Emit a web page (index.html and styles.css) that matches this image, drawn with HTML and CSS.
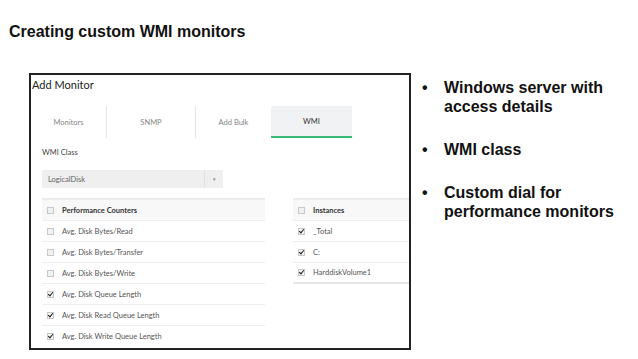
FILE: index.html
```html
<!DOCTYPE html>
<html>
<head>
<meta charset="utf-8">
<link rel="stylesheet" href="styles.css">
</head>
<body>
<div class="slide">
  <h1 class="title">Creating custom WMI monitors</h1>
  <div class="content">
    <div class="frame">
      <div class="frame-head">Add Monitor</div>
      <div class="tabs">
        <div class="tab t1">Monitors</div>
        <div class="tab t2">SNMP</div>
        <div class="tab t3">Add Bulk</div>
        <div class="tab t4 active">WMI</div>
      </div>
      <div class="form">
        <div class="label">WMI Class</div>
        <div class="select"><span class="sel-text">LogicalDisk</span><span class="sel-arrow">▾</span></div>
        <div class="tables">
          <div class="table left">
            <div class="trow head"><span class="cb"></span>Performance Counters</div>
            <div class="trow"><span class="cb"></span>Avg. Disk Bytes/Read</div>
            <div class="trow"><span class="cb"></span>Avg. Disk Bytes/Transfer</div>
            <div class="trow"><span class="cb"></span>Avg. Disk Bytes/Write</div>
            <div class="trow"><span class="cb on"></span>Avg. Disk Queue Length</div>
            <div class="trow"><span class="cb on"></span>Avg. Disk Read Queue Length</div>
            <div class="trow last"><span class="cb on"></span>Avg. Disk Write Queue Length</div>
          </div>
          <div class="table right">
            <div class="trow head"><span class="cb"></span>Instances</div>
            <div class="trow"><span class="cb on"></span>_Total</div>
            <div class="trow"><span class="cb on"></span>C:</div>
            <div class="trow endrow"><span class="cb on"></span>HarddiskVolume1</div>
          </div>
        </div>
      </div>
    </div>
    <ul class="bullets">
      <li>Windows server with access details</li>
      <li>WMI class</li>
      <li>Custom dial for performance monitors</li>
    </ul>
  </div>
</div>
</body>
</html>
```
FILE: styles.css
```css
html, body {
  margin: 0;
  padding: 0;
  background: #fff;
}
.slide {
  width: 638px;
  height: 359px;
  overflow: hidden;
}
.title {
  margin: 0;
  padding: 23px 0 0 9px;
  font-family: "Liberation Sans", Arial, sans-serif;
  font-weight: bold;
  font-size: 16px;
  line-height: 17px;
  color: #111;
}
.content {
  display: flex;
  margin-top: 33px;
}
.frame {
  margin-left: 29px;
  width: 378px;
  height: 273px;
  border: 2px solid #222;
  overflow: hidden;
  font-family: Lato, "Open Sans", sans-serif;
  color: #444;
}
.frame-head {
  font-size: 11px;
  line-height: 13px;
  padding: 3px 0 0 1px;
  color: #222;
}
.tabs {
  display: flex;
  margin-top: 15px;
  height: 32px;
}
.tab {
  font-size: 7.5px;
  color: #888;
  display: flex;
  align-items: center;
  justify-content: center;
  border-right: 1px solid #e6e6e6;
  box-sizing: border-box;
}
.t1 { width: 76px; }
.t2 { width: 89px; }
.t3 { width: 75px; border-right: none; }
.t4 { width: 81px; border-right: none; }
.tab.active {
  background: #f1f2f3;
  border-bottom: 2px solid #3aba7a;
  color: #333;
}
.form {
  padding: 10px 0 0 11px;
}
.label {
  font-size: 7.5px;
  color: #444;
  line-height: 10px;
}
.select {
  margin-top: 12px;
  width: 181px;
  height: 18px;
  background: #efefef;
  display: flex;
  align-items: center;
  font-size: 7.5px;
  color: #666;
}
.sel-text {
  flex: 1;
  padding-left: 6px;
}
.sel-arrow {
  width: 18px;
  height: 18px;
  border-left: 1px solid #e2e2e2;
  display: flex;
  align-items: center;
  justify-content: center;
  font-size: 5px;
  color: #888;
}
.tables {
  display: flex;
  margin-top: 10px;
  gap: 28px;
}
.table {
  flex-shrink: 0;
}
.table.left { width: 223px; }
.table.right { width: 140px; }
.trow {
  height: 21px;
  box-sizing: border-box;
  display: flex;
  align-items: center;
  font-size: 7.5px;
  color: #555;
  border-bottom: 1px solid #eeeeee;
  padding-left: 5px;
}
.trow.head {
  background: #f8f8f8;
  border-top: 2px solid #ececec;
  font-weight: bold;
  color: #333;
  height: 23px;
}
.trow.last { border-bottom: none; }
.trow.endrow { border-bottom: 2px solid #e6e6e6; }
.cb {
  width: 5px;
  height: 5px;
  border: 1px solid #c8c8c8;
  background: #f2f2f2;
  margin-right: 8px;
  position: relative;
  flex-shrink: 0;
}
.cb.on::after {
  content: "";
  position: absolute;
  left: 1px;
  top: -1px;
  width: 2px;
  height: 4px;
  border-right: 1.5px solid #222;
  border-bottom: 1.5px solid #222;
  transform: rotate(40deg);
}
.bullets {
  margin: 5px 0 0 0;
  padding: 0 0 0 33px;
  list-style: none;
  font-family: "Liberation Sans", Arial, sans-serif;
  font-weight: bold;
  font-size: 16px;
  line-height: 19px;
  color: #111;
  width: 185px;
}
.bullets li {
  position: relative;
  margin-bottom: 24px;
}
.bullets li::before {
  content: "•";
  position: absolute;
  left: -22px;
  top: 0;
}
```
---
* **GOAL**: Leave the images out and output the remaining material exactly as it stands.

* **TASK RESULT**:
Emit a web page (index.html and styles.css) that matches this image, drawn with HTML and CSS.
FILE: index.html
```html
<!DOCTYPE html>
<html>
<head>
<meta charset="utf-8">
<link rel="stylesheet" href="styles.css">
</head>
<body>
<div class="slide">
  <h1 class="title">Creating custom WMI monitors</h1>
  <div class="content">
    <div class="frame">
      <div class="frame-head">Add Monitor</div>
      <div class="tabs">
        <div class="tab t1">Monitors</div>
        <div class="tab t2">SNMP</div>
        <div class="tab t3">Add Bulk</div>
        <div class="tab t4 active">WMI</div>
      </div>
      <div class="form">
        <div class="label">WMI Class</div>
        <div class="select"><span class="sel-text">LogicalDisk</span><span class="sel-arrow">▾</span></div>
        <div class="tables">
          <div class="table left">
            <div class="trow head"><span class="cb"></span>Performance Counters</div>
            <div class="trow"><span class="cb"></span>Avg. Disk Bytes/Read</div>
            <div class="trow"><span class="cb"></span>Avg. Disk Bytes/Transfer</div>
            <div class="trow"><span class="cb"></span>Avg. Disk Bytes/Write</div>
            <div class="trow"><span class="cb on"></span>Avg. Disk Queue Length</div>
            <div class="trow"><span class="cb on"></span>Avg. Disk Read Queue Length</div>
            <div class="trow last"><span class="cb on"></span>Avg. Disk Write Queue Length</div>
          </div>
          <div class="table right">
            <div class="trow head"><span class="cb"></span>Instances</div>
            <div class="trow"><span class="cb on"></span>_Total</div>
            <div class="trow"><span class="cb on"></span>C:</div>
            <div class="trow endrow"><span class="cb on"></span>HarddiskVolume1</div>
          </div>
        </div>
      </div>
    </div>
    <ul class="bullets">
      <li>Windows server with access details</li>
      <li>WMI class</li>
      <li>Custom dial for performance monitors</li>
    </ul>
  </div>
</div>
</body>
</html>
```
FILE: styles.css
```css
html, body {
  margin: 0;
  padding: 0;
  background: #fff;
}
.slide {
  width: 638px;
  height: 359px;
  overflow: hidden;
}
.title {
  margin: 0;
  padding: 23px 0 0 9px;
  font-family: "Liberation Sans", Arial, sans-serif;
  font-weight: bold;
  font-size: 16px;
  line-height: 17px;
  color: #111;
}
.content {
  display: flex;
  margin-top: 33px;
}
.frame {
  margin-left: 29px;
  width: 378px;
  height: 273px;
  border: 2px solid #222;
  overflow: hidden;
  font-family: Lato, "Open Sans", sans-serif;
  color: #444;
}
.frame-head {
  font-size: 11px;
  line-height: 13px;
  padding: 3px 0 0 1px;
  color: #222;
}
.tabs {
  display: flex;
  margin-top: 15px;
  height: 32px;
}
.tab {
  font-size: 7.5px;
  color: #888;
  display: flex;
  align-items: center;
  justify-content: center;
  border-right: 1px solid #e6e6e6;
  box-sizing: border-box;
}
.t1 { width: 76px; }
.t2 { width: 89px; }
.t3 { width: 75px; border-right: none; }
.t4 { width: 81px; border-right: none; }
.tab.active {
  background: #f1f2f3;
  border-bottom: 2px solid #3aba7a;
  color: #333;
}
.form {
  padding: 10px 0 0 11px;
}
.label {
  font-size: 7.5px;
  color: #444;
  line-height: 10px;
}
.select {
  margin-top: 12px;
  width: 181px;
  height: 18px;
  background: #efefef;
  display: flex;
  align-items: center;
  font-size: 7.5px;
  color: #666;
}
.sel-text {
  flex: 1;
  padding-left: 6px;
}
.sel-arrow {
  width: 18px;
  height: 18px;
  border-left: 1px solid #e2e2e2;
  display: flex;
  align-items: center;
  justify-content: center;
  font-size: 5px;
  color: #888;
}
.tables {
  display: flex;
  margin-top: 10px;
  gap: 28px;
}
.table {
  flex-shrink: 0;
}
.table.left { width: 223px; }
.table.right { width: 140px; }
.trow {
  height: 21px;
  box-sizing: border-box;
  display: flex;
  align-items: center;
  font-size: 7.5px;
  color: #555;
  border-bottom: 1px solid #eeeeee;
  padding-left: 5px;
}
.trow.head {
  background: #f8f8f8;
  border-top: 2px solid #ececec;
  font-weight: bold;
  color: #333;
  height: 23px;
}
.trow.last { border-bottom: none; }
.trow.endrow { border-bottom: 2px solid #e6e6e6; }
.cb {
  width: 5px;
  height: 5px;
  border: 1px solid #c8c8c8;
  background: #f2f2f2;
  margin-right: 8px;
  position: relative;
  flex-shrink: 0;
}
.cb.on::after {
  content: "";
  position: absolute;
  left: 1px;
  top: -1px;
  width: 2px;
  height: 4px;
  border-right: 1.5px solid #222;
  border-bottom: 1.5px solid #222;
  transform: rotate(40deg);
}
.bullets {
  margin: 5px 0 0 0;
  padding: 0 0 0 33px;
  list-style: none;
  font-family: "Liberation Sans", Arial, sans-serif;
  font-weight: bold;
  font-size: 16px;
  line-height: 19px;
  color: #111;
  width: 185px;
}
.bullets li {
  position: relative;
  margin-bottom: 24px;
}
.bullets li::before {
  content: "•";
  position: absolute;
  left: -22px;
  top: 0;
}
```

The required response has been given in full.